Betrayed by a fat actress
I remember when Ricki Lake was fat.
Not just plump or curvaceous but unmistakably fat. I was 15 in 1989 when I watched the made-for-TV movie “Babycakes”. It was the first time I’d ever seen a fat woman in a non-comedic leading role. And, even though Riki and I are not the same body type (she’s an apple and I’m a pear), it was the first time I was able to identify – as a fat girl – with an actress.
“Babycakes” was a terrible movie. The low production value show in the acting and plot. “Hairspray”, Ricki’s first big role, was much better. But I didn’t see myself in “Hairspray” because it was like all the other fat-as-comedy vehicles. And, as a lifelong fattie, I just don’t find my weight that funny.
A couple years passed. In 1996 Riki played the lead in another imperfect movie, “Mrs. Winterborn.” It was only marginally better than “Babycakes” but it was an actual movie. Made for the big screen. And, despite it’s flaws, I loved it.

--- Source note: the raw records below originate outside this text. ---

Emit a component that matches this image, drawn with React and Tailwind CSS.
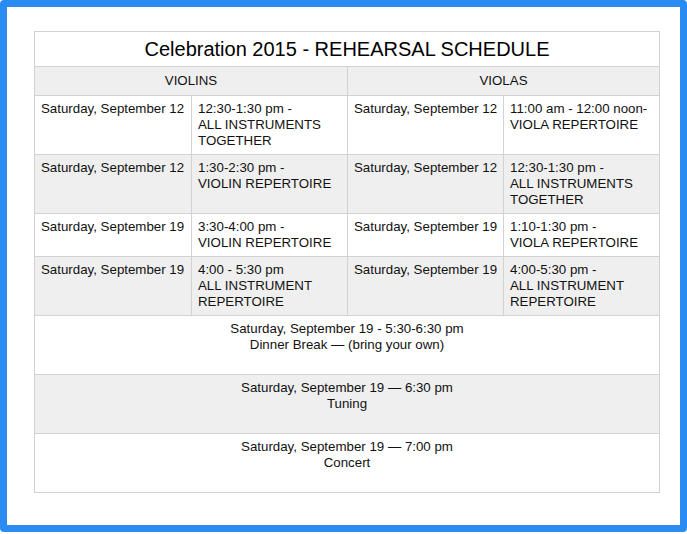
const rows = [
  {
    shade: false,
    violin: ['Saturday, September 12', ['12:30-1:30 pm -', 'ALL INSTRUMENTS', 'TOGETHER']],
    viola: ['Saturday, September 12', ['11:00 am - 12:00 noon-', 'VIOLA REPERTOIRE']],
  },
  {
    shade: true,
    violin: ['Saturday, September 12', ['1:30-2:30 pm -', 'VIOLIN REPERTOIRE']],
    viola: ['Saturday, September 12', ['12:30-1:30 pm -', 'ALL INSTRUMENTS', 'TOGETHER']],
  },
  {
    shade: false,
    violin: ['Saturday, September 19', ['3:30-4:00 pm -', 'VIOLIN REPERTOIRE']],
    viola: ['Saturday, September 19', ['1:10-1:30 pm -', 'VIOLA REPERTOIRE']],
  },
  {
    shade: true,
    violin: ['Saturday, September 19', ['4:00 - 5:30 pm', 'ALL INSTRUMENT', 'REPERTOIRE']],
    viola: ['Saturday, September 19', ['4:00-5:30 pm -', 'ALL INSTRUMENT', 'REPERTOIRE']],
  },
];

const events = [
  { shade: false, lines: ['Saturday, September 19 - 5:30-6:30 pm', 'Dinner Break \u2014 (bring your own)'] },
  { shade: true, lines: ['Saturday, September 19 \u2014 6:30 pm', 'Tuning'] },
  { shade: false, lines: ['Saturday, September 19 \u2014 7:00 pm', 'Concert'] },
];

const cell = 'border border-[#d2d2d2] px-[6px] pt-[5px] pb-[5px] align-top text-left';
const dateCell = cell + ' whitespace-nowrap';

const Lines = ({ lines }) => lines.map((l, i) => <div key={i} className="whitespace-nowrap">{l}</div>);

const App = () => {
  return (
    <div className="bg-white" style={{ fontFamily: 'Helvetica, "Liberation Sans", Arial, sans-serif' }}>
      <div className="w-[687px] h-[532px] border-[7px] border-[#2a8cf3] rounded-[4px] bg-white pl-[27px] pt-[24px]">
        <table className="w-[625px] border-collapse table-fixed text-[13.3px] leading-4 text-[#111]">
          <colgroup>
            <col className="w-[157px]" />
            <col className="w-[156px]" />
            <col className="w-[156px]" />
            <col className="w-[156px]" />
          </colgroup>
          <tbody>
            <tr>
              <td colSpan={4} className="border border-[#d2d2d2] h-[35px] text-center text-[20px] leading-6 text-black">
                Celebration 2015 - REHEARSAL SCHEDULE
              </td>
            </tr>
            <tr className="bg-[#efefef]">
              <td colSpan={2} className="border border-[#d2d2d2] h-[29px] text-center">VIOLINS</td>
              <td colSpan={2} className="border border-[#d2d2d2] h-[29px] text-center">VIOLAS</td>
            </tr>
            {rows.map((r, i) => (
              <tr key={i} className={r.shade ? 'bg-[#efefef]' : 'bg-white'}>
                <td className={dateCell}>{r.violin[0]}</td>
                <td className={cell}><Lines lines={r.violin[1]} /></td>
                <td className={dateCell}>{r.viola[0]}</td>
                <td className={cell}><Lines lines={r.viola[1]} /></td>
              </tr>
            ))}
            {events.map((e, i) => (
              <tr key={i} className={e.shade ? 'bg-[#efefef]' : 'bg-white'}>
                <td colSpan={4} className="border border-[#d2d2d2] h-[59px] pt-[5px] pb-[21px] align-top text-center">
                  <Lines lines={e.lines} />
                </td>
              </tr>
            ))}
          </tbody>
        </table>
      </div>
    </div>
  );
};

export default App;
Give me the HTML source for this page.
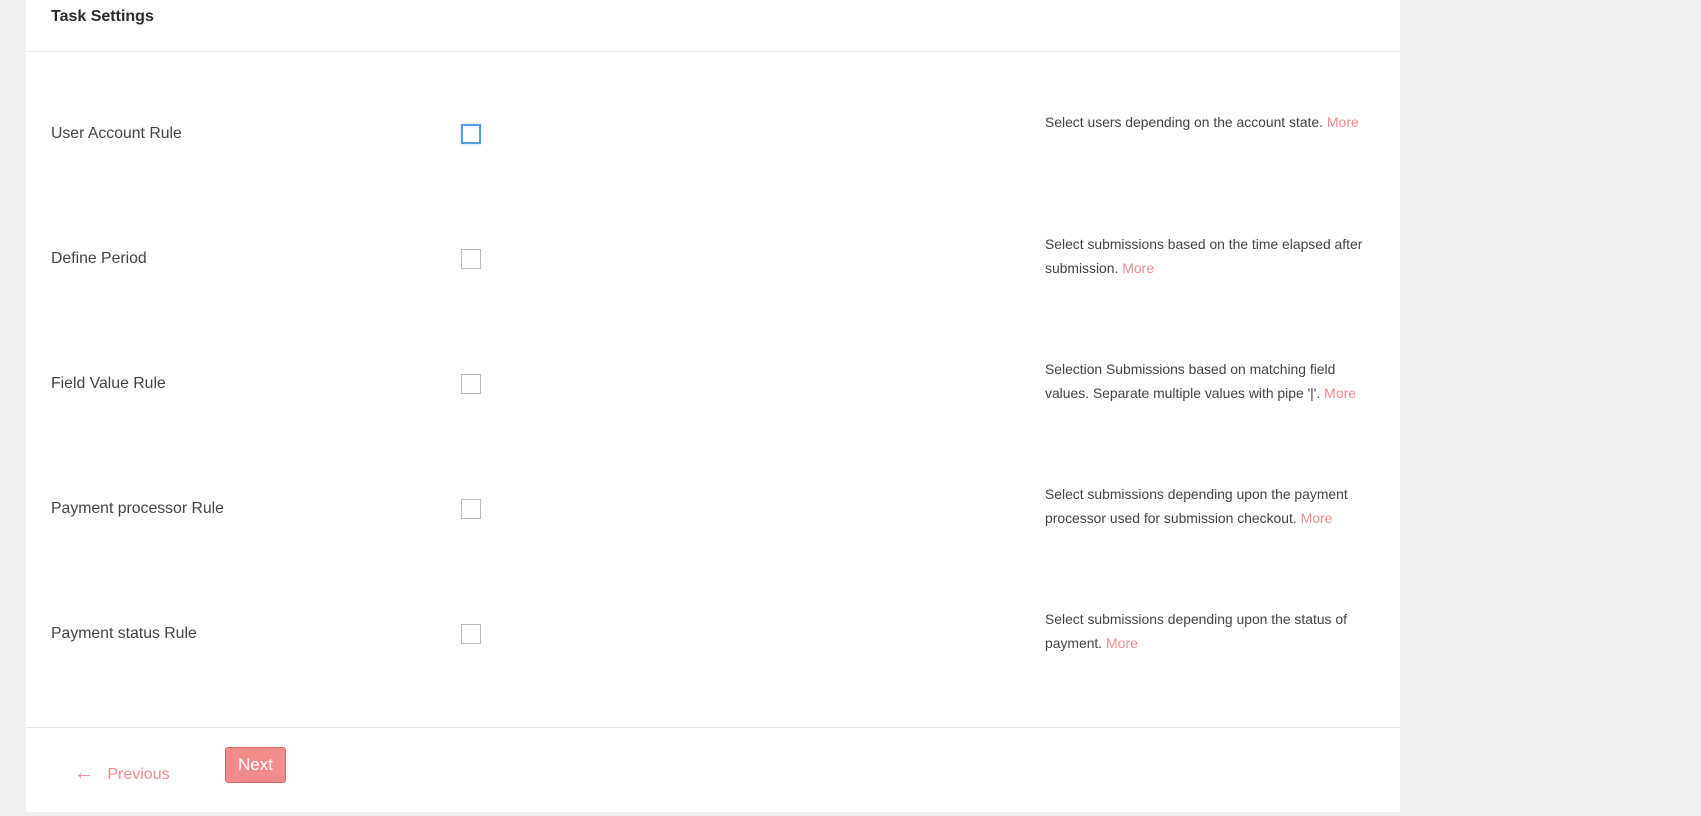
<!DOCTYPE html>
<html><head><meta charset="utf-8"><style>
*{margin:0;padding:0;box-sizing:border-box}
body{width:1701px;height:816px;background:#f0f0f0;font-family:"Liberation Sans",sans-serif;position:relative;overflow:hidden}
.panel{position:absolute;left:26px;top:0;width:1374px;height:812px;background:#fff}
.title{position:absolute;left:25px;top:8px;font-size:16px;font-weight:bold;color:#2a2a2a}
.hr{position:absolute;left:0;width:1374px;height:1px;background:#e8e8e8}
.lbl{position:absolute;left:25px;font-size:15.8px;color:#444;line-height:20px}
.cb{position:absolute;left:435px;width:20px;height:20px;border:1px solid #bbb;background:#fff}
.cb.f{border:2px solid #5a9ee0;box-shadow:0 0 3px #b8d6f5}
.desc{position:absolute;left:1019px;width:326px;font-size:13.9px;color:#444;line-height:24px}
.desc span{color:#f28b8b;font-size:14px}
.prev{position:absolute;left:48px;top:762px;font-size:16px;color:#f28b8b}
.next{position:absolute;left:199px;top:747px;width:61px;height:36px;background:#f28b8b;border:1px solid #d96a6a;border-radius:3px;color:#fff;font-size:17px;text-align:center;line-height:33px}
</style></head><body>
<div class="panel">
<div class="title">Task Settings</div>
<div class="hr" style="top:51px"></div>

<div class="lbl" style="top:124px">User Account Rule</div>
<div class="cb f" style="top:124px"></div>
<div class="desc" style="top:110px">Select users depending on the account state. <span>More</span></div>

<div class="lbl" style="top:249px">Define Period</div>
<div class="cb" style="top:249px"></div>
<div class="desc" style="top:232px">Select submissions based on the time elapsed after submission. <span>More</span></div>

<div class="lbl" style="top:374px">Field Value Rule</div>
<div class="cb" style="top:374px"></div>
<div class="desc" style="top:357px">Selection Submissions based on matching field values. Separate multiple values with pipe '|'. <span>More</span></div>

<div class="lbl" style="top:499px">Payment processor Rule</div>
<div class="cb" style="top:499px"></div>
<div class="desc" style="top:482px">Select submissions depending upon the payment processor used for submission checkout. <span>More</span></div>

<div class="lbl" style="top:624px">Payment status Rule</div>
<div class="cb" style="top:624px"></div>
<div class="desc" style="top:607px">Select submissions depending upon the status of payment. <span>More</span></div>

<div class="hr" style="top:727px"></div>
<div class="prev"><span style="font-size:20px">&larr;</span>&nbsp;&nbsp; Previous</div>
<div class="next">Next</div>
</div>
</body></html>
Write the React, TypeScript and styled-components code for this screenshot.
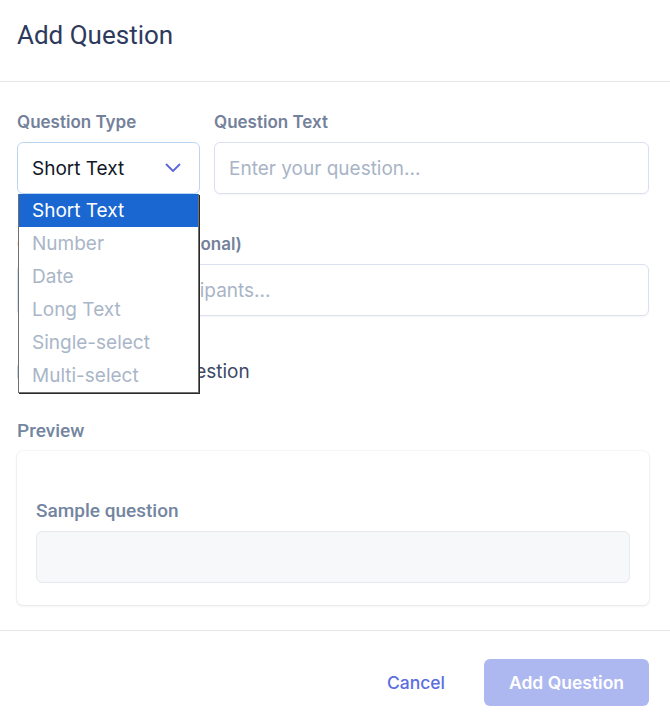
import styled, { createGlobalStyle } from 'styled-components';

const GlobalStyle = createGlobalStyle`
  * { box-sizing: border-box; }
  body {
    margin: 0;
    background: #ffffff;
    font-family: Inter, 'Liberation Sans', sans-serif;
  }
`;

const Modal = styled.div`
  width: 670px;
  height: 728px;
  display: flex;
  flex-direction: column;
  background: #ffffff;
`;

const Header = styled.header`
  height: 82px;
  padding: 20px 17px 0;
  border-bottom: 1px solid #e5e7eb;
`;

const Title = styled.h2`
  margin: 0;
  font-family: Roboto, 'Liberation Sans', sans-serif;
  font-size: 26px;
  font-weight: 400;
  line-height: 30px;
  color: #2d3a5c;
`;

const Body = styled.div`
  flex: 1;
  padding: 30px 21px 0 17px;
  display: flex;
  flex-direction: column;
`;

const TopRow = styled.div`
  position: relative;
  display: grid;
  grid-template-columns: 183px 1fr;
  gap: 14px;
`;

const Field = styled.div<{ $mt?: number }>`
  display: flex;
  flex-direction: column;
  gap: 10px;
  margin-top: ${(p) => p.$mt ?? 0}px;
`;

const Label = styled.label`
  font-size: 17px;
  font-weight: 600;
  line-height: 20px;
  color: #74819a;
`;

const Input = styled.div`
  height: 52px;
  display: flex;
  align-items: center;
  padding: 0 14px;
  border: 1px solid #d9e1ee;
  border-radius: 6px;
  font-size: 19px;
  color: #a9b4c6;
  box-shadow: 0 1px 2px rgba(15, 23, 42, 0.04);
  white-space: nowrap;
  overflow: hidden;
`;

const Select = styled.div`
  height: 52px;
  display: flex;
  align-items: center;
  justify-content: space-between;
  padding: 0 18px 0 14px;
  border: 1px solid #b9d6f2;
  border-radius: 6px;
  font-size: 19px;
  color: #111827;
`;

const OptionList = styled.ul`
  position: absolute;
  left: 1px;
  top: 82px;
  width: 181px;
  margin: 0;
  padding: 0;
  list-style: none;
  background: #ffffff;
  border: 1px solid #707070;
  border-top: none;
  box-shadow: 1px 1px 0 #2a2a2a;
  z-index: 5;
`;

const Option = styled.li<{ $active?: boolean }>`
  height: 33px;
  line-height: 34px;
  padding-left: 13px;
  font-size: 19px;
  color: ${(p) => (p.$active ? '#ffffff' : '#a9b6c8')};
  background: ${(p) => (p.$active ? '#1a67d2' : 'transparent')};
`;

const CheckRow = styled.label`
  margin-top: 45px;
  display: flex;
  align-items: center;
  gap: 6px;
  font-size: 19px;
  line-height: 22px;
  color: #3c4a66;
`;

const Checkbox = styled.span`
  width: 18px;
  height: 18px;
  border: 1px solid #cbd5e1;
  border-radius: 4px;
`;

const SectionLabel = styled.div`
  margin-top: 37px;
  font-family: Roboto, 'Liberation Sans', sans-serif;
  font-size: 19px;
  font-weight: 500;
  line-height: 22px;
  color: #74859f;
`;

const PreviewCard = styled.div`
  margin-top: 9px;
  height: 154px;
  padding: 49px 19px 0;
  border-radius: 6px;
  background: #ffffff;
  box-shadow: 0 0 0 1px rgba(15, 23, 42, 0.03), 0 1px 3px rgba(15, 23, 42, 0.09);
  display: flex;
  flex-direction: column;
  gap: 9px;
`;

const PreviewLabel = styled.div`
  font-family: Roboto, 'Liberation Sans', sans-serif;
  font-size: 19px;
  font-weight: 500;
  line-height: 22px;
  color: #74859f;
`;

const PreviewInput = styled.div`
  height: 52px;
  border: 1px solid #e6e9ee;
  border-radius: 6px;
  background: #f7f8fa;
`;

const Footer = styled.footer`
  height: 98px;
  border-top: 1px solid #e5e7eb;
  padding: 28px 21px 0 17px;
  display: flex;
  justify-content: flex-end;
  align-items: flex-start;
  gap: 14px;
`;

const Button = styled.button<{ $primary?: boolean }>`
  height: 47px;
  padding: 0 ${(p) => (p.$primary ? 0 : 25)}px;
  border: none;
  border-radius: 6px;
  white-space: nowrap;
  font-family: Inter, 'Liberation Sans', sans-serif;
  font-size: 17.5px;
  font-weight: ${(p) => (p.$primary ? 600 : 500)};
  color: ${(p) => (p.$primary ? '#ffffff' : '#5b6ee1')};
  background: ${(p) => (p.$primary ? '#aeb8f0' : 'transparent')};
  width: ${(p) => (p.$primary ? '165px' : 'auto')};
`;

const Chevron = () => (
  <svg width="16" height="10" viewBox="0 0 16 10" fill="none">
    <path d="M1.5 1.5 L8 8 L14.5 1.5" stroke="#5b67d8" strokeWidth="1.8" strokeLinecap="round" strokeLinejoin="round" />
  </svg>
);

const options = ['Short Text', 'Number', 'Date', 'Long Text', 'Single-select', 'Multi-select'];

export default function App() {
  return (
    <Modal>
      <GlobalStyle />
      <Header>
        <Title>Add Question</Title>
      </Header>
      <Body>
        <TopRow>
          <Field>
            <Label>Question Type</Label>
            <Select>
              Short Text
              <Chevron />
            </Select>
          </Field>
          <Field>
            <Label>Question Text</Label>
            <Input>Enter your question...</Input>
          </Field>
          <OptionList>
            {options.map((o, i) => (
              <Option key={o} $active={i === 0}>
                {o}
              </Option>
            ))}
          </OptionList>
        </TopRow>
        <Field $mt={40}>
          <Label>Question Subtitle (optional)</Label>
          <Input>Help text for participants...</Input>
        </Field>
        <CheckRow>
          <Checkbox />
          Mark required question
        </CheckRow>
        <SectionLabel>Preview</SectionLabel>
        <PreviewCard>
          <PreviewLabel>Sample question</PreviewLabel>
          <PreviewInput />
        </PreviewCard>
      </Body>
      <Footer>
        <Button>Cancel</Button>
        <Button $primary>Add Question</Button>
      </Footer>
    </Modal>
  );
}
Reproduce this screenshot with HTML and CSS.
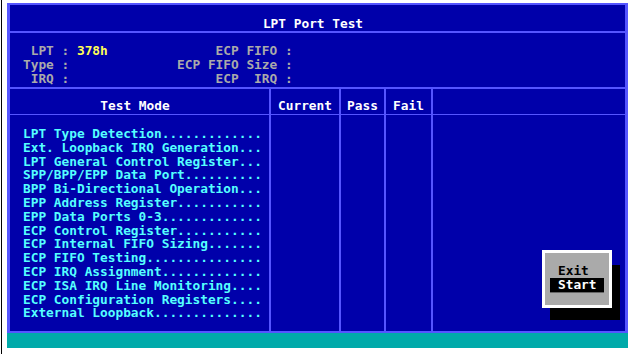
FILE: index.html
```html
<!DOCTYPE html>
<html lang="en">
  <head>
    <meta charset="UTF-8" />
    <title>LPT Port Test</title>
    <link rel="stylesheet" href="styles.css">
  </head>
  <body>
    <div class="screen">
      <div class="panel">
        <div class="title">LPT Port Test</div>

        <div class="info">
          <div class="labels">
            <div>LPT :</div>
            <div>Type :</div>
            <div>IRQ :</div>
          </div>
          <div class="values">
            <div class="value">378h</div>
          </div>
          <div class="fifo">
            <div>ECP FIFO :</div>
            <div>ECP FIFO Size :</div>
            <div>ECP  IRQ :</div>
          </div>
        </div>

        <div class="table">
          <div class="head">Test Mode</div>
          <div class="head center">Current</div>
          <div class="head center">Pass</div>
          <div class="head center">Fail</div>
          <div class="head last"></div>

          <pre class="cell tests">LPT Type Detection.............
Ext. Loopback IRQ Generation...
LPT General Control Register...
SPP/BPP/EPP Data Port..........
BPP Bi-Directional Operation...
EPP Address Register...........
EPP Data Ports 0-3.............
ECP Control Register...........
ECP Internal FIFO Sizing.......
ECP FIFO Testing...............
ECP IRQ Assignment.............
ECP ISA IRQ Line Monitoring....
ECP Configuration Registers....
External Loopback..............</pre>
          <div class="cell"></div>
          <div class="cell"></div>
          <div class="cell"></div>
          <div class="cell last"></div>
        </div>

        <!-- popup menu -->
        <div class="menu-shadow"></div>
        <div class="menu">
          <div class="item">Exit</div>
          <div class="item selected">Start</div>
        </div>
      </div>
      <div class="status"></div>
    </div>
  </body>
</html>
```

FILE: styles.css
```css
      body, html {
        margin: 0;
        background: #fff;
      }

      .screen {
        height: 354px;
        box-sizing: border-box;
        margin-left: 1px;
        border-left: 1px solid #000;
        padding: 3px 0 0 5px;
        font-family: "DejaVu Sans Mono", monospace;
        font-weight: bold;
        font-size: 12.8px;
      }

      pre {
        margin: 0;
        font: inherit;
      }

      .panel {
        position: relative;
        width: 621px;
        height: 330px;
        box-sizing: border-box;
        background: #0000aa;
        border: 3px solid #5555ff;
        border-top-width: 2px;
        border-bottom-width: 2px;
      }

      .title {
        height: 28px;
        box-sizing: border-box;
        padding: 12px 9px 0 0;
        line-height: 14px;
        text-align: center;
        color: #fff;
        border-bottom: 2px solid #5555ff;
      }

      .info {
        display: flex;
        height: 56px;
        box-sizing: border-box;
        padding: 11px 0 0 13px;
        line-height: 14px;
        color: #aaaaaa;
        border-bottom: 2px solid #5555ff;
      }

      .labels {
        width: 6ch;
        text-align: right;
      }

      .values {
        width: 13ch;
        margin-left: 1ch;
      }

      .value {
        color: #ffff55;
      }

      .fifo {
        width: 15ch;
        text-align: right;
      }

      .fifo div {
        white-space: pre;
      }

      .table {
        display: grid;
        grid-template-columns: 261px 70px 45px 47px 1fr;
        grid-template-rows: 26px 216px;
      }

      .head, .cell {
        box-sizing: border-box;
        border-right: 2px solid #5555ff;
      }

      .head {
        padding: 10px 9px 0 0;
        line-height: 14px;
        color: #fff;
        text-align: center;
        border-bottom: 1px solid #5555ff;
      }

      .head.center {
        padding-right: 0;
      }

      .last {
        border-right: 0;
      }

      .tests {
        padding: 12px 0 0 13px;
        line-height: 13.8px;
        color: #55ffff;
      }

      .menu-shadow {
        position: absolute;
        left: 540px;
        top: 260px;
        width: 70px;
        height: 55px;
        background: #000;
      }

      .menu {
        position: absolute;
        left: 532px;
        top: 245px;
        width: 70px;
        height: 58px;
        box-sizing: border-box;
        padding: 11px 5px 0;
        background: #aaaaaa;
        border: 3px solid #fff;
      }

      .item {
        height: 14px;
        padding-left: 8px;
        line-height: 14px;
        color: #000;
      }

      .item.selected {
        color: #fff;
        background: #000;
        box-shadow: 0 1px 0 #666;
      }

      .status {
        width: 621px;
        height: 15px;
        background: #00aaaa;
      }
```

Somehow I didn’t notice the difference in Ricki’s weight from “Babycakes” to “Mrs. Winterborn.” Maybe I missed it because they dressed her in loose fitting outfits. She was still a chunky in “Mrs. Winterborn.” Not quite actress thin. Or maybe I missed it because I didn’t want to see the change.
But noticing was unavoidable when, a year or so later, I flipped passed an airing of the “Ricki Lake Talk show”. At this point she was markedly thinner. There was no mistaking the weight change since her role in “Mrs. Winterborn.” I don’t remember the date but I remember how I felt.
How deeply disappointed I was.
And how much I felt betrayed.
Ricki wasn’t a particularly good actress but she was my first fat female hero. For good or ill, I saw myself in her. I thought I saw a woman that didn’t want to change her weight because she was happy with herself. And, as a fat girl, I really didn’t have other experiences identifying with the people I saw on TV or in the movies.
I’d like to say that I learned my lesson with Ricki Lake. That I never again believed an actress saying that she was fine with her weight. And that I never again let myself become disappointed. But I can’t say that.
There was Sara Rue from “Less than Perfect”, who went from kinda plump to actress thin. Or Queen Latifah, who I recently saw representing a weight loss company. Or Mia Tyler when she decided to go on “Celebrity Fit Club.” And the list goes on.
I’d also like to say that I haven’t fallen for thin women that play fat. Like Renée Zellweger in “Bridget Jones Diary” or Toni Collete in “Murials Wedding.” But I bought their fat hook line and sinker.
I felt kinship with these actresses. At least until a couple months after the premier. When I’d learn more about the actress behind the fat. And find out that they dropped the weight the moment the role was over.
There are a couple actresses that have – supposedly – stuck to their guns. But can I really trust them? I’ve gone from gullible to jaded about the whole celebrity weight thing. It sure seems like every time I find a fat actress I can identify with it’s only a matter of time before she decides to loose weight.
I know that celebrities are just people like the rest of us. And I’m sure the pressure to be thin is doubly intense in the world of movies and television. But I think an actress consistently standing up to the pressure to be thin is heroic because of the deeply rooted anti-fat sentiments.
In 2003 I watched another TV movie called “To be fat like me.” It was terrible. Like an hour long backhanded compliment. I think it was meant to be in the same vein as “Babycakes.” To give a voice to us fat people. But it failed miserably. I came away feeling insulted instead of empowered.
Then, in 2009, there was another bright spot. Lifetime released its new series Drop Dead Diva. It’s about a thin woman living in a fat woman’s body. Brooke Elliott plays Jane Bingum, the lead character. And the stories feature fat acceptance themes.
Is Brooke Elliott the new Ricki Lake? Is there hope that sometime in the near future I will see a fat actress on the big screen in a leading role? Or am I just following the same path of disappointment?
It’s so hard to know. And I’ve been let down before. For now I’ll hope that this is a new turn. That the writers won’t decide the character Jane Bingum needs to go on a diet. And the actress Brooke Elliott won’t choose weight loss.
I want so much to see myself in movies and on TV. I want to see a fat woman that is not the butt of a joke. A fat woman that isn’t the object of ridicule or disdain. And isn’t restricted to the role of best friend. To see a fat woman in a role that could just as well be played by a thin woman.
Because I remember when Ricki Lake was fat and I saw myself in her. I remember what it was like before I was disappointed and jaded. And how seeing Ricki Lake on the television made me feel just like any other person. Like I belonged in this world.
And that feeling, it was really nice.